▶ _WHAT NEEDS TO BE DONE_
Count lines holding the word "that". Only the number is wanted.

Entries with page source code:
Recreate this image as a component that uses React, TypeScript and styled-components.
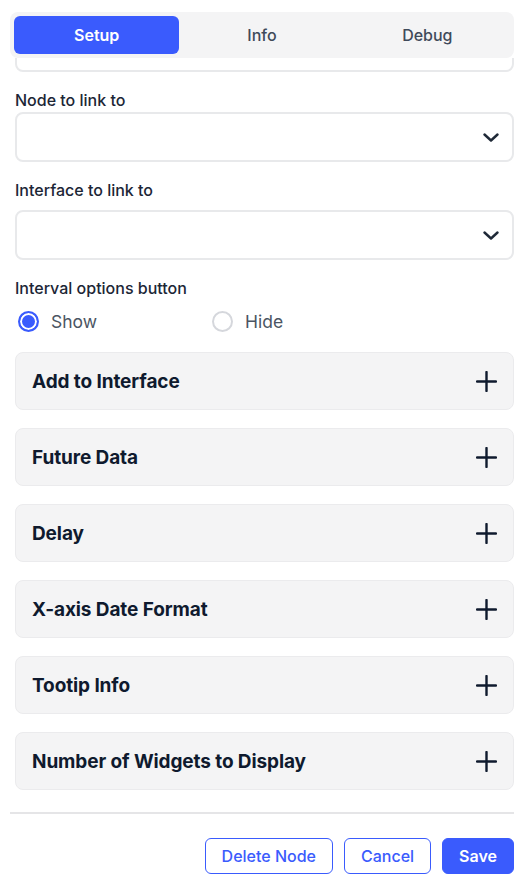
import React, { useLayoutEffect, useRef, useState } from 'react';
import styled, { createGlobalStyle } from 'styled-components';

const GlobalStyle = createGlobalStyle`
    html, body {
        margin: 0;
        padding: 0;
        background: #ffffff;
    }

    body {
        font-family: Inter, "Noto Sans", "Liberation Sans", sans-serif;
        color: #1e293b;
    }

    * {
        box-sizing: border-box;
    }
`;

const BLUE = '#3a5bfd';

const Panel = styled.div`
    height: 100vh;
    display: flex;
    flex-direction: column;
    padding: 12px 16px 8px 10px;
`;

const TabBar = styled.div`
    display: grid;
    grid-template-columns: repeat(3, 1fr);
    height: 46px;
    padding: 4px;
    border-radius: 8px;
    background: #f4f4f5;
    flex-shrink: 0;
`;

const Tab = styled.button<{ $active?: boolean }>`
    border: none;
    border-radius: 6px;
    font-family: inherit;
    font-size: 16px;
    font-weight: ${({ $active }) => ($active ? 600 : 500)};
    color: ${({ $active }) => ($active ? '#ffffff' : '#3f4a5a')};
    background: ${({ $active }) => ($active ? BLUE : 'transparent')};
    cursor: pointer;
`;

const ScrollArea = styled.div`
    flex: 1;
    overflow: hidden;
    padding: 0 0 22px 5px;
`;

const Form = styled.div`
    display: flex;
    flex-direction: column;
`;

const Section = styled.div`
    display: flex;
    flex-direction: column;
    margin-top: 18px;

    &:first-child {
        margin-top: 0;
    }
`;

const Label = styled.label<{ $gap: number }>`
    font-size: 16px;
    line-height: 20px;
    font-weight: 500;
    color: #1c2636;
    margin-bottom: ${({ $gap }) => $gap}px;
`;

const Input = styled.div`
    height: 50px;
    border: 2px solid #e8e9eb;
    border-radius: 8px;
    background: #fff;
`;

const Select = styled.div`
    height: 50px;
    border: 2px solid #e8e9eb;
    border-radius: 8px;
    background: #fff;
    display: flex;
    align-items: center;
    justify-content: flex-end;
    padding-right: 13px;
    color: #1f2937;
`;

const RadioGroup = styled.div`
    display: grid;
    grid-template-columns: 194px 194px;
    padding-left: 3px;
    margin-top: 12px;
`;

const RadioOption = styled.label`
    display: flex;
    align-items: center;
    gap: 12px;
    height: 22px;
    font-size: 17.5px;
    color: #4b5563;
    cursor: pointer;
`;

const RadioCircle = styled.span<{ $checked?: boolean }>`
    width: 21px;
    height: 21px;
    border-radius: 50%;
    border: 2px solid ${({ $checked }) => ($checked ? BLUE : '#d5d7dc')};
    background: ${({ $checked }) => ($checked ? BLUE : '#fff')};
    box-shadow: ${({ $checked }) => ($checked ? 'inset 0 0 0 2px #fff' : 'none')};
`;

const AccordionList = styled.div`
    display: flex;
    flex-direction: column;
    gap: 18px;
    margin-top: 20px;
`;

const AccordionItem = styled.div`
    height: 58px;
    display: flex;
    align-items: center;
    justify-content: space-between;
    padding: 0 16px 0 16px;
    border: 1px solid #ebebed;
    border-radius: 8px;
    background: #f4f4f5;
    cursor: pointer;
`;

const AccordionTitle = styled.span`
    font-size: 19px;
    font-weight: 700;
    color: #0f1a2e;
    letter-spacing: -0.1px;
`;

const Footer = styled.div`
    flex-shrink: 0;
    border-top: 2px solid #e5e5e7;
    padding-top: 24px;
    display: flex;
    justify-content: flex-end;
    gap: 11px;
`;

const Button = styled.button<{ $primary?: boolean }>`
    height: 36px;
    padding: 0 16px;
    border-radius: 6px;
    border: 1px solid ${BLUE};
    background: ${({ $primary }) => ($primary ? BLUE : '#fff')};
    color: ${({ $primary }) => ($primary ? '#fff' : BLUE)};
    font-family: inherit;
    font-size: 16px;
    font-weight: ${({ $primary }) => ($primary ? 600 : 500)};
    cursor: pointer;
`;

const Chevron = () => (
    <svg width="16" height="9" viewBox="0 0 16 9" fill="none">
        <path d="M1.5 1.5 L8 7.5 L14.5 1.5" stroke="currentColor" strokeWidth="2.4" strokeLinecap="round" strokeLinejoin="round" />
    </svg>
);

const PlusIcon = () => (
    <svg width="21" height="21" viewBox="0 0 21 21" fill="none">
        <path d="M10.5 1 V20 M1 10.5 H20" stroke="#0f1a2e" strokeWidth="2.4" strokeLinecap="round" />
    </svg>
);

const tabs = ['Setup', 'Info', 'Debug'];

const sections = [
    'Add to Interface',
    'Future Data',
    'Delay',
    'X-axis Date Format',
    'Tootip Info',
    'Number of Widgets to Display',
];

const App: React.FC = () => {
    const [activeTab, setActiveTab] = useState('Setup');
    const [showInterval, setShowInterval] = useState(true);
    const scrollRef = useRef<HTMLDivElement>(null);

    // the form is shown scrolled down to its end
    useLayoutEffect(() => {
        const el = scrollRef.current;
        if (el) el.scrollTop = el.scrollHeight;
    }, []);

    return (
        <>
            <GlobalStyle />
            <Panel>
                <TabBar>
                    {tabs.map((t) => (
                        <Tab key={t} $active={t === activeTab} onClick={() => setActiveTab(t)}>
                            {t}
                        </Tab>
                    ))}
                </TabBar>
                <ScrollArea ref={scrollRef}>
                    <Form>
                        <Section>
                            <Input />
                        </Section>
                        <Section>
                            <Label $gap={2}>Node to link to</Label>
                            <Select>
                                <Chevron />
                            </Select>
                        </Section>
                        <Section>
                            <Label $gap={10}>Interface to link to</Label>
                            <Select>
                                <Chevron />
                            </Select>
                        </Section>
                        <Section>
                            <Label $gap={0}>Interval options button</Label>
                            <RadioGroup>
                                <RadioOption onClick={() => setShowInterval(true)}>
                                    <RadioCircle $checked={showInterval} />
                                    Show
                                </RadioOption>
                                <RadioOption onClick={() => setShowInterval(false)}>
                                    <RadioCircle $checked={!showInterval} />
                                    Hide
                                </RadioOption>
                            </RadioGroup>
                        </Section>
                        <AccordionList>
                            {sections.map((s) => (
                                <AccordionItem key={s}>
                                    <AccordionTitle>{s}</AccordionTitle>
                                    <PlusIcon />
                                </AccordionItem>
                            ))}
                        </AccordionList>
                    </Form>
                </ScrollArea>
                <Footer>
                    <Button>Delete Node</Button>
                    <Button>Cancel</Button>
                    <Button $primary>Save</Button>
                </Footer>
            </Panel>
        </>
    );
};

export default App;
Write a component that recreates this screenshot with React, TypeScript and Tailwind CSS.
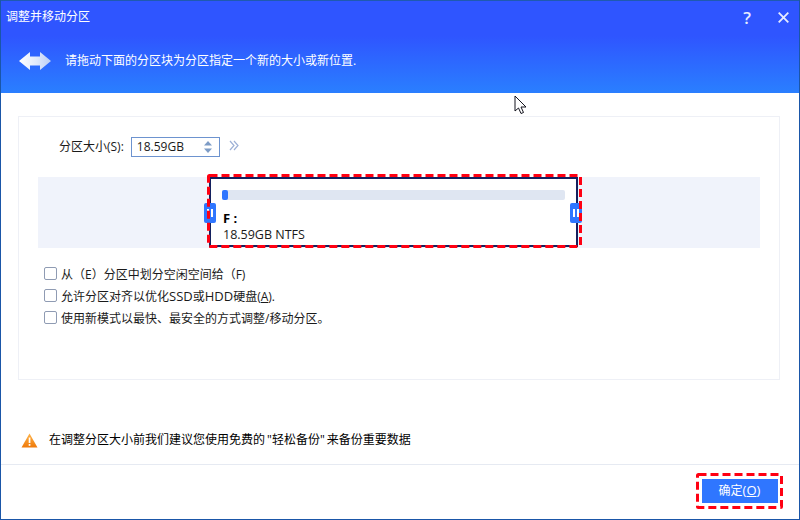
const FONT = "font-['Open_Sans','Noto_Sans_CJK_SC',sans-serif]";

function DashedFrame({ width, height, className = "top-0" }: { width: number; height: number; className?: string }) {
  return (
    <svg className={`pointer-events-none absolute left-0 ${className}`} width={width} height={height}>
      <rect
        x="1.5"
        y="1.5"
        width={width - 3}
        height={height - 3}
        rx="1"
        fill="none"
        stroke="#ff0012"
        strokeWidth="3"
        strokeDasharray="8 4"
      />
    </svg>
  );
}

function Handle({ className }: { className: string }) {
  return (
    <div className={`absolute top-[26px] flex h-5 w-3 items-center justify-center gap-[2px] rounded-[2px] bg-[#2f76ff] ${className}`}>
      <span className="h-2 w-[2px] bg-white" />
      <span className="h-2 w-[2px] bg-white" />
    </div>
  );
}

function Check({ children }: { children: React.ReactNode }) {
  return (
    <label className="flex h-[22px] items-center gap-[4px]">
      <span className="h-[13px] w-[13px] rounded-[2px] border border-[#8f9bb3] bg-white" />
      <span className="pt-[3px]">{children}</span>
    </label>
  );
}

export default function App() {
  return (
    <div className={`relative flex h-[520px] w-[800px] flex-col overflow-hidden border border-t-0 border-[#1a56a8] bg-white text-xs text-[#1a1a1a] ${FONT}`}>
      <header className="flex h-[93px] flex-col border-t border-[#1f5ab0] bg-[linear-gradient(180deg,#2f55ff_0%,#2f55ff_38%,#2a7fff_100%)] text-white">
        <div className="flex h-[32px] items-center justify-between pl-[5px] pr-[10px]">
          <span className="leading-none">调整并移动分区</span>
          <div className="flex items-center gap-[27px]">
            <span className="text-[17px] font-semibold leading-none text-[#e6ecff]">?</span>
            <svg width="11" height="11" viewBox="0 0 11 11">
              <path d="M0.7 0.7l9.6 9.6M10.3 0.7L0.7 10.3" stroke="#e6ecff" strokeWidth="1.8" />
            </svg>
          </div>
        </div>
        <div className="flex items-center gap-[14px] pl-[18px] pt-[19px]">
          <svg width="32" height="18" viewBox="0 0 32 18">
            <defs>
              <linearGradient id="arrow" x1="0" x2="1" y1="0" y2="0">
                <stop offset="0" stopColor="#ffffff" />
                <stop offset="0.55" stopColor="#dfe8fb" />
                <stop offset="1" stopColor="#b9cdf5" />
              </linearGradient>
            </defs>
            <path d="M0 9L11 0V4.5H21V0L32 9L21 18V13.5H11V18z" fill="url(#arrow)" />
          </svg>
          <span className="leading-none">请拖动下面的分区块为分区指定一个新的大小或新位置.</span>
        </div>
      </header>

      <main className="flex flex-1 flex-col">
        <section className="ml-[17px] mr-[19px] mt-[23px] h-[264px] border border-[#eef0f6] px-[19px]">
          <div className="h-[60px] pl-[21px] pt-[20px]">
            <div className="flex h-[20px] items-center">
              <span>分区大小(S):</span>
              <div className="ml-[7px] flex h-[20px] w-[89px] items-center justify-between border border-[#6d93cf] pl-[5px] pr-[7px]">
                <span className="text-xs leading-none">18.59GB</span>
                <svg width="8" height="12" viewBox="0 0 8 12">
                  <path d="M4 0l4 4.5H0z" fill="#7d9cc6" />
                  <path d="M4 12L0 7.5h8z" fill="#7d9cc6" />
                </svg>
              </div>
              <svg className="mb-[3px] ml-[9px]" width="10" height="11" viewBox="0 0 10 11">
                <path d="M1 1l4 4.5L1 10M5 1l4 4.5L5 10" fill="none" stroke="#9db0d6" strokeWidth="1.2" />
              </svg>
            </div>
          </div>

          <div className="flex h-[71px] bg-[#f0f3fb] pl-[169px]">
            <div className="relative h-[71px] w-[375px]">
              <div className="ml-[2px] h-[70px] w-[369px] border-[2px] border-[#14215f] bg-white px-[11px] pt-[11px]">
                <div className="h-[10px] w-full rounded-[2px] bg-[#dfe6f2]">
                  <div className="h-[10px] w-[6px] rounded-[2px] bg-[#2f76ff]" />
                </div>
                <div className="mt-[11px] pl-[1px] text-[13px] font-bold leading-[14px] text-black">F :</div>
                <div className="mt-[2px] pl-[1px] text-[12.5px] leading-[16px]">18.59GB NTFS</div>
              </div>
              <Handle className="left-[-3px]" />
              <Handle className="right-0" />
              <DashedFrame width={375} height={74} className="top-[-3px]" />
            </div>
          </div>

          <div className="mt-[14px] flex flex-col pl-[6px]">
            <Check>从（E）分区中划分空闲空间给（F)</Check>
            <Check>
              允许分区对齐以优化<span className="text-[13px]">SSD</span>或<span className="text-[13px]">HDD</span>硬盘(<span className="underline">A</span>).
            </Check>
            <Check>使用新模式以最快、最安全的方式调整/移动分区。</Check>
          </div>
        </section>

        <div className="flex h-[84px] items-end pb-[16px] pl-[20px]">
          <svg width="17" height="15" viewBox="0 0 17 15">
            <defs>
              <linearGradient id="warn" x1="0" x2="0" y1="0" y2="1">
                <stop offset="0" stopColor="#ffb347" />
                <stop offset="1" stopColor="#ef7a0a" />
              </linearGradient>
            </defs>
            <path d="M8.5 0.5L16.5 14.5H0.5z" fill="url(#warn)" />
            <rect x="7.7" y="4.5" width="1.7" height="5.5" fill="#fff" />
            <rect x="7.7" y="11" width="1.7" height="1.8" fill="#fff" />
          </svg>
          <span className="ml-[11px] leading-[16px] text-black [word-spacing:-1px]">在调整分区大小前我们建议您使用免费的 "轻松备份" 来备份重要数据</span>
        </div>

        <footer className="flex flex-1 items-start justify-end border-t border-[#e6eaf2] pr-[16px] pt-[8px]">
          <div className="relative flex h-[36px] w-[87px] items-center justify-center">
            <button type="button" className="h-[24px] w-[76px] bg-[#2f76ff] text-xs text-white">
              确定<span className="text-[13px]">(<span className="underline">O</span>)</span>
            </button>
            <DashedFrame width={87} height={36} />
          </div>
        </footer>
      </main>

      <svg className="absolute left-[513px] top-[95px]" width="14" height="20" viewBox="0 0 14 20">
        <path d="M1 1v15l3.5-3 2.5 5.5 2.5-1-2.5-5.5h5z" fill="#fff" stroke="#15151f" strokeWidth="1" />
      </svg>
    </div>
  );
}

▶ _OUTPUT_
2